• [Your task]: Find the lines containing the word "this" and copy every one of them.

-- Start Extracted data --

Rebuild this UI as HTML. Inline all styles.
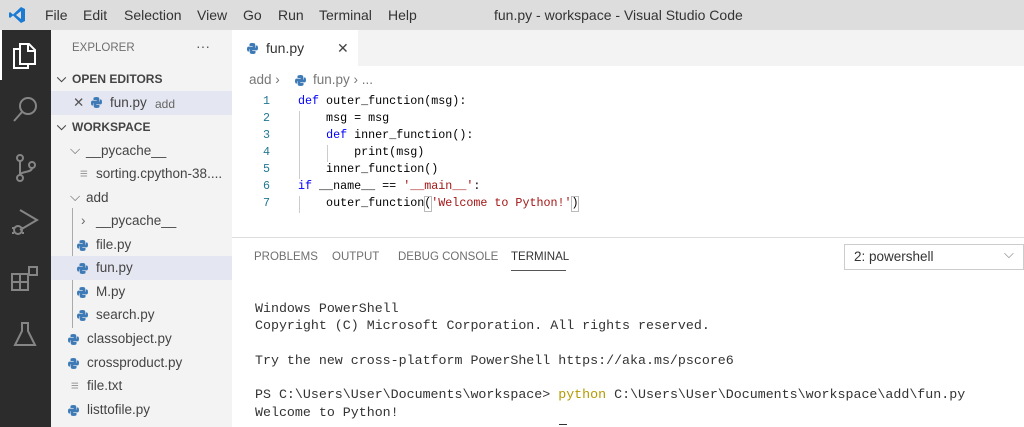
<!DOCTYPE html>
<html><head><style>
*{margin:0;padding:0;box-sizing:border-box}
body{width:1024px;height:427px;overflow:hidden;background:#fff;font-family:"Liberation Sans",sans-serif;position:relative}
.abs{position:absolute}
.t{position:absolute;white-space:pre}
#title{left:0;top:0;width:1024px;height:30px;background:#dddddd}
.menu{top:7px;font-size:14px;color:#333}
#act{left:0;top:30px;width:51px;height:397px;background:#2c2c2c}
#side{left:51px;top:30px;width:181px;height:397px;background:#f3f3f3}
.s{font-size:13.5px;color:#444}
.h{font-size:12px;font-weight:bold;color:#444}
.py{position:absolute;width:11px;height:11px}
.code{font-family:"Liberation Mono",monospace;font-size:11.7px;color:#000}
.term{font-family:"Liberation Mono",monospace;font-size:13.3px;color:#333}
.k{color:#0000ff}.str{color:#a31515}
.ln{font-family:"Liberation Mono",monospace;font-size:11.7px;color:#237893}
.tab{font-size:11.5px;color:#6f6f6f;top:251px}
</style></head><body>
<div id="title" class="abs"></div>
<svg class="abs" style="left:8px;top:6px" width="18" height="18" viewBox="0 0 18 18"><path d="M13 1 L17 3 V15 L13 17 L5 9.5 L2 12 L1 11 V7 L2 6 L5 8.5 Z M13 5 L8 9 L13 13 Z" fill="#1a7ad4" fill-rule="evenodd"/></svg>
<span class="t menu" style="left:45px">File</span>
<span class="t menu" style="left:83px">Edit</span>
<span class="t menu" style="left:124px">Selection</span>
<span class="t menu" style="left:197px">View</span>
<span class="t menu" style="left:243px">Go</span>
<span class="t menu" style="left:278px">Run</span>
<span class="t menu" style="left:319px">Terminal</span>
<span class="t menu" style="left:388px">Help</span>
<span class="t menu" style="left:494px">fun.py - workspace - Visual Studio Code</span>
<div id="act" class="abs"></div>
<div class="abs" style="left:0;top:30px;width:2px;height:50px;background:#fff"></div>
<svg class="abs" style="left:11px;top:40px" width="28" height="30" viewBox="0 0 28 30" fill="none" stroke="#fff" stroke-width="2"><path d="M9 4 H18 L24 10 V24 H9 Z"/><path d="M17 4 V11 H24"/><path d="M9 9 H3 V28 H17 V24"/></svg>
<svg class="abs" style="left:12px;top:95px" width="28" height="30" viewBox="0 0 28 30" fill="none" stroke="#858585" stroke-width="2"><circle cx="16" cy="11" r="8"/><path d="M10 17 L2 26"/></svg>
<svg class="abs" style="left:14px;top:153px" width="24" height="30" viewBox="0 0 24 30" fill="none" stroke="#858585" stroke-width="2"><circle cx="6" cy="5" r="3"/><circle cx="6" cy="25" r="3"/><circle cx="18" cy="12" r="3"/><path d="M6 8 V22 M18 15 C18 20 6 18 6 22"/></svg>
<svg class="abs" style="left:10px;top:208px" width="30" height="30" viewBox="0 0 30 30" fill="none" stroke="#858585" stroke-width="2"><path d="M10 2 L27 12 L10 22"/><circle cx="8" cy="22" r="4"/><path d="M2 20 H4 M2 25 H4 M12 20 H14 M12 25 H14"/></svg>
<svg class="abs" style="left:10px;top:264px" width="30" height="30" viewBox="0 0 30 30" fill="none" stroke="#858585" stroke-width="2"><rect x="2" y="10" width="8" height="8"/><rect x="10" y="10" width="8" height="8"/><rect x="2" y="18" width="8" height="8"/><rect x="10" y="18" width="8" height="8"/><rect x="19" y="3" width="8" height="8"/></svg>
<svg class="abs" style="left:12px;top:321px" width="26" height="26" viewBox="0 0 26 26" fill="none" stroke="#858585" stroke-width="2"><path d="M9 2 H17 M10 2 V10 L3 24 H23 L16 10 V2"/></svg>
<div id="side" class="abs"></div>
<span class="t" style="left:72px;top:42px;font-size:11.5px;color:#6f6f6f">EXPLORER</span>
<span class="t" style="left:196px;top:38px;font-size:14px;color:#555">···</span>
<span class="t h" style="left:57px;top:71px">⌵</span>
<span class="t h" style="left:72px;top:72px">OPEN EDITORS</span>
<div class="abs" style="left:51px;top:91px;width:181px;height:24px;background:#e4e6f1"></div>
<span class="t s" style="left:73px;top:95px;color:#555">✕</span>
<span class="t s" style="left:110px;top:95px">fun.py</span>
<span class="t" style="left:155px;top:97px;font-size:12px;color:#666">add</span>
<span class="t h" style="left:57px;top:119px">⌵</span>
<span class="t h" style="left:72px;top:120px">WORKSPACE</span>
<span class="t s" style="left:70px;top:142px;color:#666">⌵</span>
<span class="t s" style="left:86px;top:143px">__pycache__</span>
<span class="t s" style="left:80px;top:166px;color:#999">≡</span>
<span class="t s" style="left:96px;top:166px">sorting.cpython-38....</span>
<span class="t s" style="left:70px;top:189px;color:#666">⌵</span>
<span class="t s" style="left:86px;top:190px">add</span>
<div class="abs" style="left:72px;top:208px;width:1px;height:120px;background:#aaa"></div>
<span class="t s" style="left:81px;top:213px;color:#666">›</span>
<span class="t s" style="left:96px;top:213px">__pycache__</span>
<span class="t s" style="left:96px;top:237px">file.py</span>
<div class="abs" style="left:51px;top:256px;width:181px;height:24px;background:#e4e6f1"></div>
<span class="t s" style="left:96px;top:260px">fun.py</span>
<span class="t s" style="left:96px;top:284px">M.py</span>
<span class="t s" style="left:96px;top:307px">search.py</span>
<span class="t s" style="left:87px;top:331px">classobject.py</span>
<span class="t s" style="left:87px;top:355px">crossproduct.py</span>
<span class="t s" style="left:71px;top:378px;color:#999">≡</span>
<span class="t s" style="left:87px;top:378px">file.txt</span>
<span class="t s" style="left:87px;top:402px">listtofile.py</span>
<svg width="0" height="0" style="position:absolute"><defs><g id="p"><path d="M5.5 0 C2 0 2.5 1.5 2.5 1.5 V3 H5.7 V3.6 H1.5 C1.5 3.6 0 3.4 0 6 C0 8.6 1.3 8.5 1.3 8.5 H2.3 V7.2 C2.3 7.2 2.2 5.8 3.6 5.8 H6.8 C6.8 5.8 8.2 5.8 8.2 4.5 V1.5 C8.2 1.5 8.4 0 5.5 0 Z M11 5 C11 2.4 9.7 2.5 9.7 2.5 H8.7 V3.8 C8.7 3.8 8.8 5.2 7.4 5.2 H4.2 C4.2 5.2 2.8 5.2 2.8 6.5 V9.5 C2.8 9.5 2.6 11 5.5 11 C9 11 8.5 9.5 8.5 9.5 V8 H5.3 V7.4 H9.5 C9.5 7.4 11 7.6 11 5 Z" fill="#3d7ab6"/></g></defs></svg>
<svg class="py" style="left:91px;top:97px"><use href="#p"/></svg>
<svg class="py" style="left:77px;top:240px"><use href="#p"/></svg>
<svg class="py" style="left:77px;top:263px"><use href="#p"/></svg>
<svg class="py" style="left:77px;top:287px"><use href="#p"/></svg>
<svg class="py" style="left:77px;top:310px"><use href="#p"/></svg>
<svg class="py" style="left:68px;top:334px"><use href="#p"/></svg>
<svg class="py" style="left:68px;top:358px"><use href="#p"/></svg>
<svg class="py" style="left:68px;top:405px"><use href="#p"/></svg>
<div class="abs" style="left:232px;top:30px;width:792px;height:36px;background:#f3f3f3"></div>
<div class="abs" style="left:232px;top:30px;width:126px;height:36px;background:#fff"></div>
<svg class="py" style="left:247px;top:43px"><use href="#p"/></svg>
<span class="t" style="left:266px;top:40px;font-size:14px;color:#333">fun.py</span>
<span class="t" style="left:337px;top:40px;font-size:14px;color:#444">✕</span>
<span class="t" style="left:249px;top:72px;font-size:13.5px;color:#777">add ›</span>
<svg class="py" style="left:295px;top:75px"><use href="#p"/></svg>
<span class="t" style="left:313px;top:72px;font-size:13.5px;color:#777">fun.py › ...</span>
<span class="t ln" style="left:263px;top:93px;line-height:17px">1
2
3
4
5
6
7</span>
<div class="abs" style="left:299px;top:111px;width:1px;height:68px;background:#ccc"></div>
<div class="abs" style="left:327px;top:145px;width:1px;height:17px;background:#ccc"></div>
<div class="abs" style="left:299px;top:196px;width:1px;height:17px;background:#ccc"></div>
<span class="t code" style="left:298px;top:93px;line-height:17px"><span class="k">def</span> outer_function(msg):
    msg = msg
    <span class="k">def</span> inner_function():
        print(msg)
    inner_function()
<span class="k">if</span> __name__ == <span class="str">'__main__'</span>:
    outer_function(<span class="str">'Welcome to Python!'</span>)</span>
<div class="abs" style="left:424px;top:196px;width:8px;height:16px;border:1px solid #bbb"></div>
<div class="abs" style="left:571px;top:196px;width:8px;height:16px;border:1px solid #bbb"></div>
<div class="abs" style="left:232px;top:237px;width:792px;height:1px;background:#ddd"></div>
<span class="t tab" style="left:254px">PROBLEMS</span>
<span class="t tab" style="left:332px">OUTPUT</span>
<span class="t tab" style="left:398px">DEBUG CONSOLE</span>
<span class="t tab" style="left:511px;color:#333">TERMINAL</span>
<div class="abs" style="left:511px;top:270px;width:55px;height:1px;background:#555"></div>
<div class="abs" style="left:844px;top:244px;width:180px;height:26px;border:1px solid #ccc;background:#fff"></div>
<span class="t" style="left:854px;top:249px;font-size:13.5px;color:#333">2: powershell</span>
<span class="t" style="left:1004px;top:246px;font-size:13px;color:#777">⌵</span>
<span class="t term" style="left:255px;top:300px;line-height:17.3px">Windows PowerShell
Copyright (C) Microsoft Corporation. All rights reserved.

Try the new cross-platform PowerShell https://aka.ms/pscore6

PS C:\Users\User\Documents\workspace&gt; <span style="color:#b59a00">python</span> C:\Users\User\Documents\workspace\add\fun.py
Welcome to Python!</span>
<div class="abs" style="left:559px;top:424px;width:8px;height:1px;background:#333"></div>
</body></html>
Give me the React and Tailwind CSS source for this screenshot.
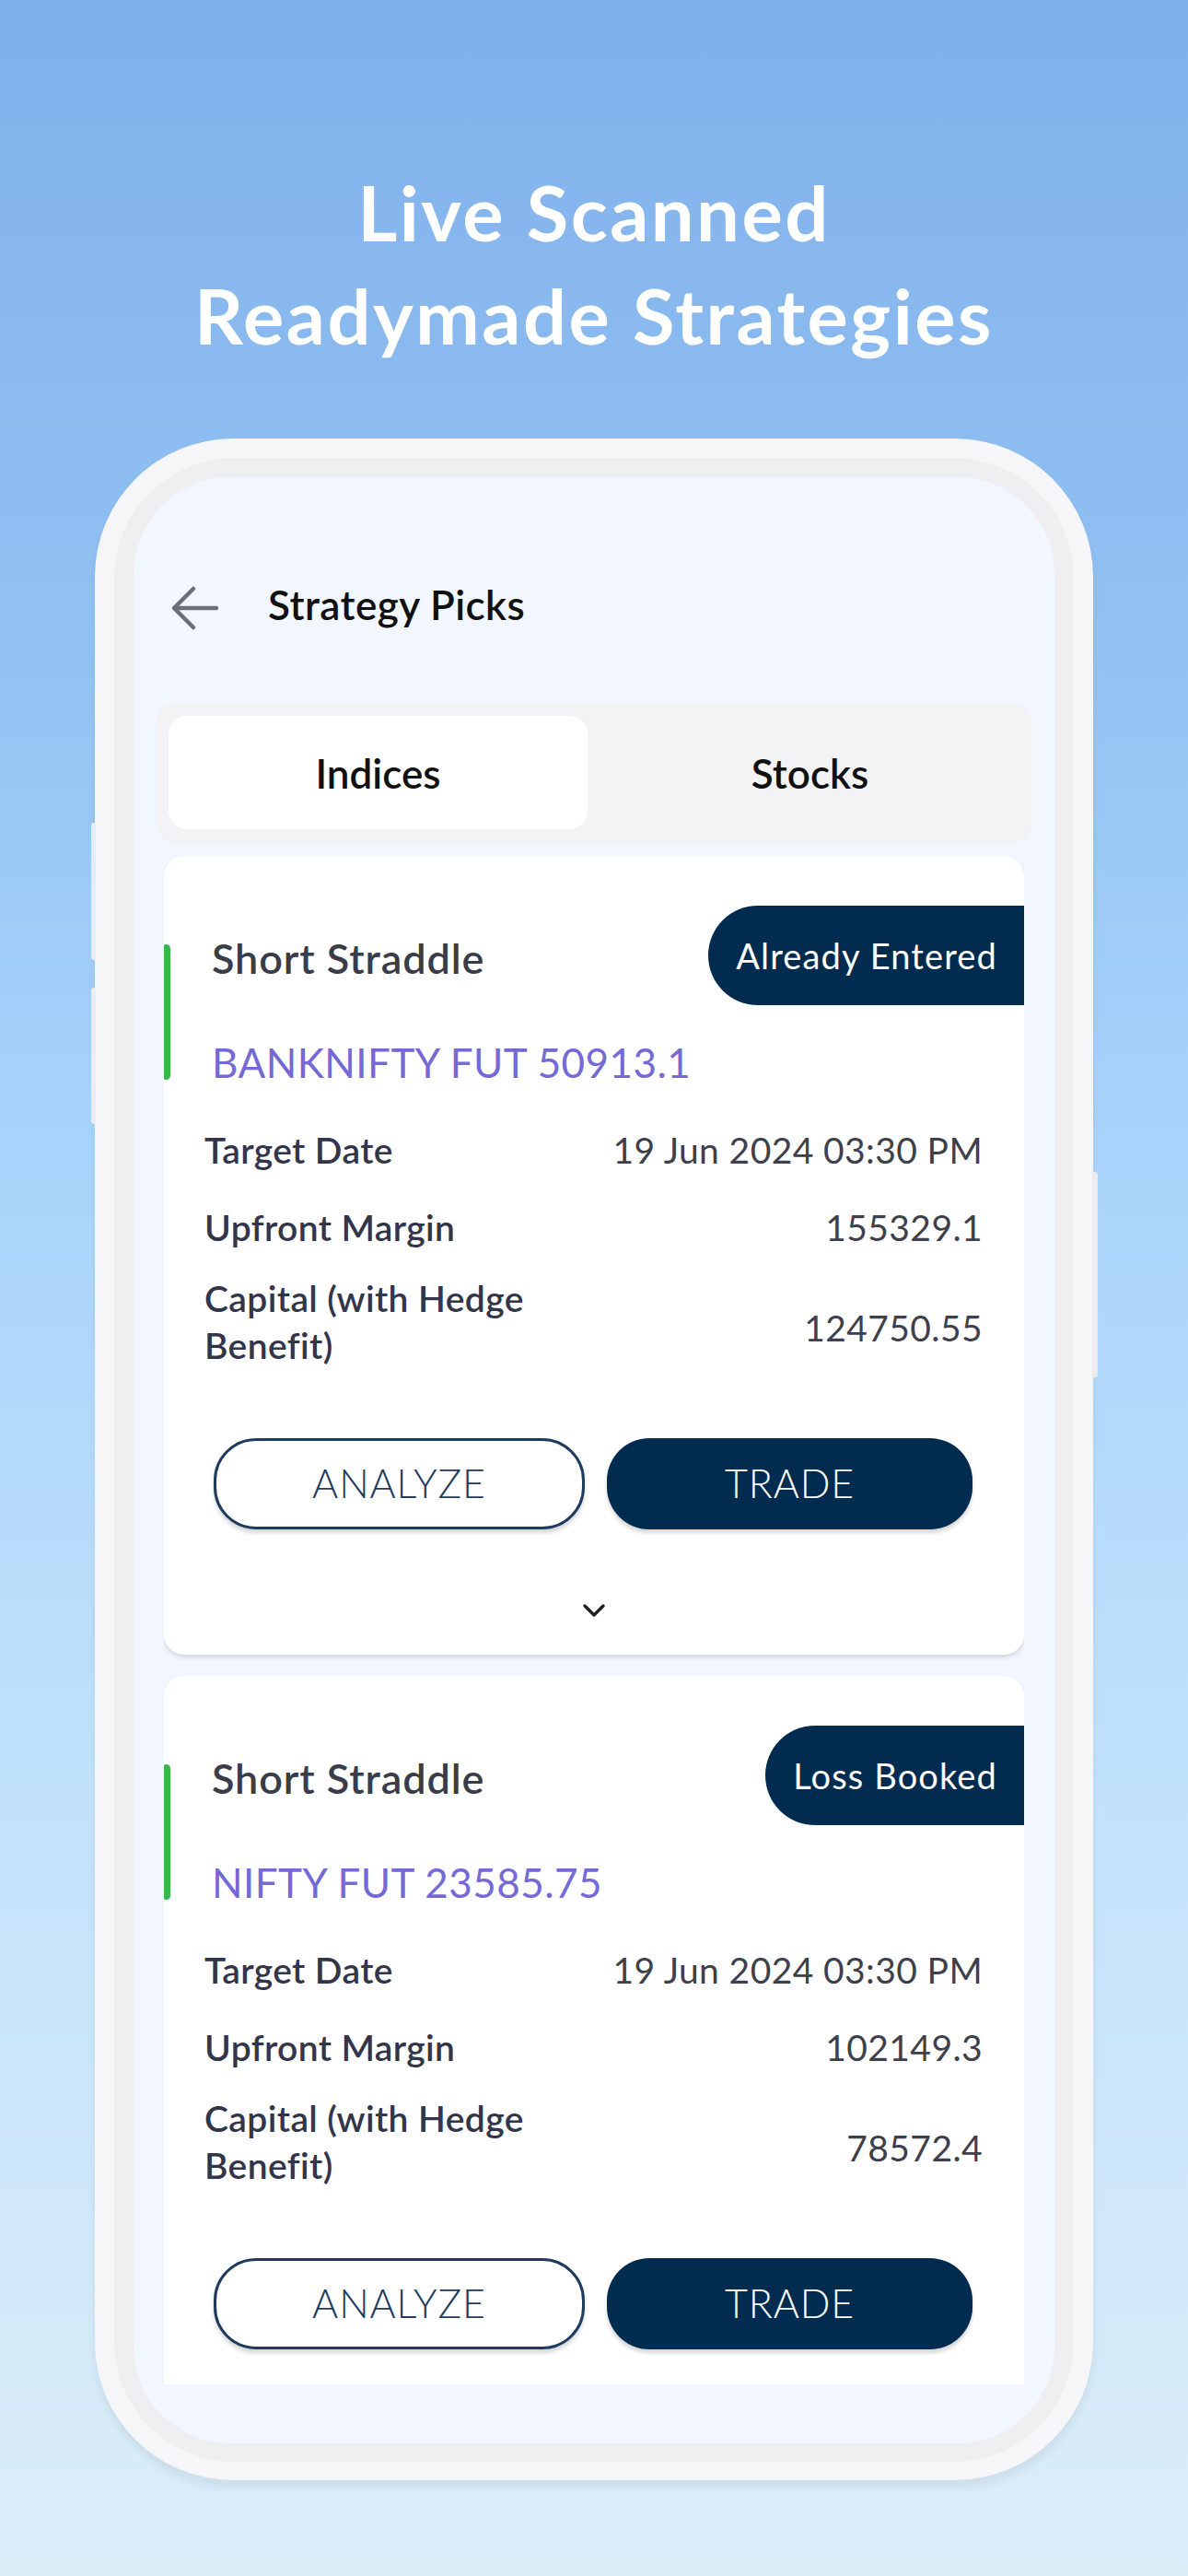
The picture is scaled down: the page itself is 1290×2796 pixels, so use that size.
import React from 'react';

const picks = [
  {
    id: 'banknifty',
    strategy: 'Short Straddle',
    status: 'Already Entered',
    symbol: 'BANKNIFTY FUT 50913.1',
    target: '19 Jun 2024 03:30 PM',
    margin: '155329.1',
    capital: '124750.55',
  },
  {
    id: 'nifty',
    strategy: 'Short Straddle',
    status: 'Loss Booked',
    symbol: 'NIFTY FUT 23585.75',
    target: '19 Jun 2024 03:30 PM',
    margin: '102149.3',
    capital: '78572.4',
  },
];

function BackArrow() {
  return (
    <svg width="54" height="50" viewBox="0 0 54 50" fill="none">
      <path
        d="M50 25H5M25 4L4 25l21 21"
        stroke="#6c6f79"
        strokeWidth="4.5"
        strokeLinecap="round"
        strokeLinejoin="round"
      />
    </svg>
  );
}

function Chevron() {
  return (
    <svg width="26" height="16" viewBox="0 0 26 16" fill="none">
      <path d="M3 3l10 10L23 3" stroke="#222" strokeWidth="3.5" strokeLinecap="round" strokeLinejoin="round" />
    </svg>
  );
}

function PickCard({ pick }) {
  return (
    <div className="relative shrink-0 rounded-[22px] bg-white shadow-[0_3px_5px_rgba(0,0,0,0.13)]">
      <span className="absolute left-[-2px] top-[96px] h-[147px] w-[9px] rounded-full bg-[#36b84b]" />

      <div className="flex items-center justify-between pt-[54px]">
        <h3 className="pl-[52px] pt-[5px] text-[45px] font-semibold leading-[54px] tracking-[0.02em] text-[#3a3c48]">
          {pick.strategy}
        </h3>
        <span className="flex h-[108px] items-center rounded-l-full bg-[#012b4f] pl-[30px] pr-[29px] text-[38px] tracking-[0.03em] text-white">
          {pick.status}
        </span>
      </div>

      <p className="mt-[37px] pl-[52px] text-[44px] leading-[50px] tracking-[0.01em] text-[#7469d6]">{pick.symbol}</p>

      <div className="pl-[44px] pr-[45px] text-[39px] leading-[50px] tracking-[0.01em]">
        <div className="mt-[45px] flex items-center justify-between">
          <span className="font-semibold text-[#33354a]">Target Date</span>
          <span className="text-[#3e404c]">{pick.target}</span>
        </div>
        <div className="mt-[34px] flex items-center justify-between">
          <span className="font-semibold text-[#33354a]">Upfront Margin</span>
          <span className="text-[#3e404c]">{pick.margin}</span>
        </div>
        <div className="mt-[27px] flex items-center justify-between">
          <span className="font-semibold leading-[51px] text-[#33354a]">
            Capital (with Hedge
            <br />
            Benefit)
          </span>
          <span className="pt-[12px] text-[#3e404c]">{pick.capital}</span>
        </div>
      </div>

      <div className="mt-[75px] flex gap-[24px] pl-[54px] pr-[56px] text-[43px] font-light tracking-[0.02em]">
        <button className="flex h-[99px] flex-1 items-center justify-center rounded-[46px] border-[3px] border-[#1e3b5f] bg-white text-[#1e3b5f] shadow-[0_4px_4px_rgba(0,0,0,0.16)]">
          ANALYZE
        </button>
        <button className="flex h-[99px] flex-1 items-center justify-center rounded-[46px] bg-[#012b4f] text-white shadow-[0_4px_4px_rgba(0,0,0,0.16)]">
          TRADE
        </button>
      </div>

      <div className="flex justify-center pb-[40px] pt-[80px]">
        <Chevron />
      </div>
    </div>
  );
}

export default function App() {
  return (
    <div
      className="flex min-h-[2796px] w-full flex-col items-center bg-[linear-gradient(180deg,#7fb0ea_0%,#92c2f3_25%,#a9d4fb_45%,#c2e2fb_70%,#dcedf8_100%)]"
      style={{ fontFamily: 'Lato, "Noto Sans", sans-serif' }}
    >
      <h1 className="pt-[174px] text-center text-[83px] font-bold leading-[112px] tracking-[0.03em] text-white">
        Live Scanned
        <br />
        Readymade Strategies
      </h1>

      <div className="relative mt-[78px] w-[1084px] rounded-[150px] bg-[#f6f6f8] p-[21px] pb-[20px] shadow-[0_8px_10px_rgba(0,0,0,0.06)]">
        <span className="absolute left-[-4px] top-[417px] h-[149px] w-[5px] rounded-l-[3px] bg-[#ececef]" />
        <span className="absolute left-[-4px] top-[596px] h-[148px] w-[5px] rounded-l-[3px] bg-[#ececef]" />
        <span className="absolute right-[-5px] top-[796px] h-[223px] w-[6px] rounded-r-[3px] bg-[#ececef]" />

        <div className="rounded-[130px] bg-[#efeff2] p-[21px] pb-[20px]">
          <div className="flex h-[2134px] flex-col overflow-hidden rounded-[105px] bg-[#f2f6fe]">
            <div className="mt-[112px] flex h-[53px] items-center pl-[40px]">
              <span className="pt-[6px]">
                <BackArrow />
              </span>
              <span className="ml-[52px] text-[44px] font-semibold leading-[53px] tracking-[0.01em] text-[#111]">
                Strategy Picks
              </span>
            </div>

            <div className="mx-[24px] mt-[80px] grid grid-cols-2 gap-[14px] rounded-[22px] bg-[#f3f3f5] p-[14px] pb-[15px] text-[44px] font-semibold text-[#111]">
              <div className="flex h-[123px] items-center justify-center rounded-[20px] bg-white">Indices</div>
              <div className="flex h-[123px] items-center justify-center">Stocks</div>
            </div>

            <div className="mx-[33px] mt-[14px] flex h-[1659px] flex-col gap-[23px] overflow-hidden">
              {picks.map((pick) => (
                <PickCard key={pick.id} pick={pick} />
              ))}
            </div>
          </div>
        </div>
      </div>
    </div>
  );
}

-- End Extracted data --

• [Exercise response]:
Rebuild this UI as HTML. Inline all styles.
Give me the React and Tailwind CSS source for this screenshot.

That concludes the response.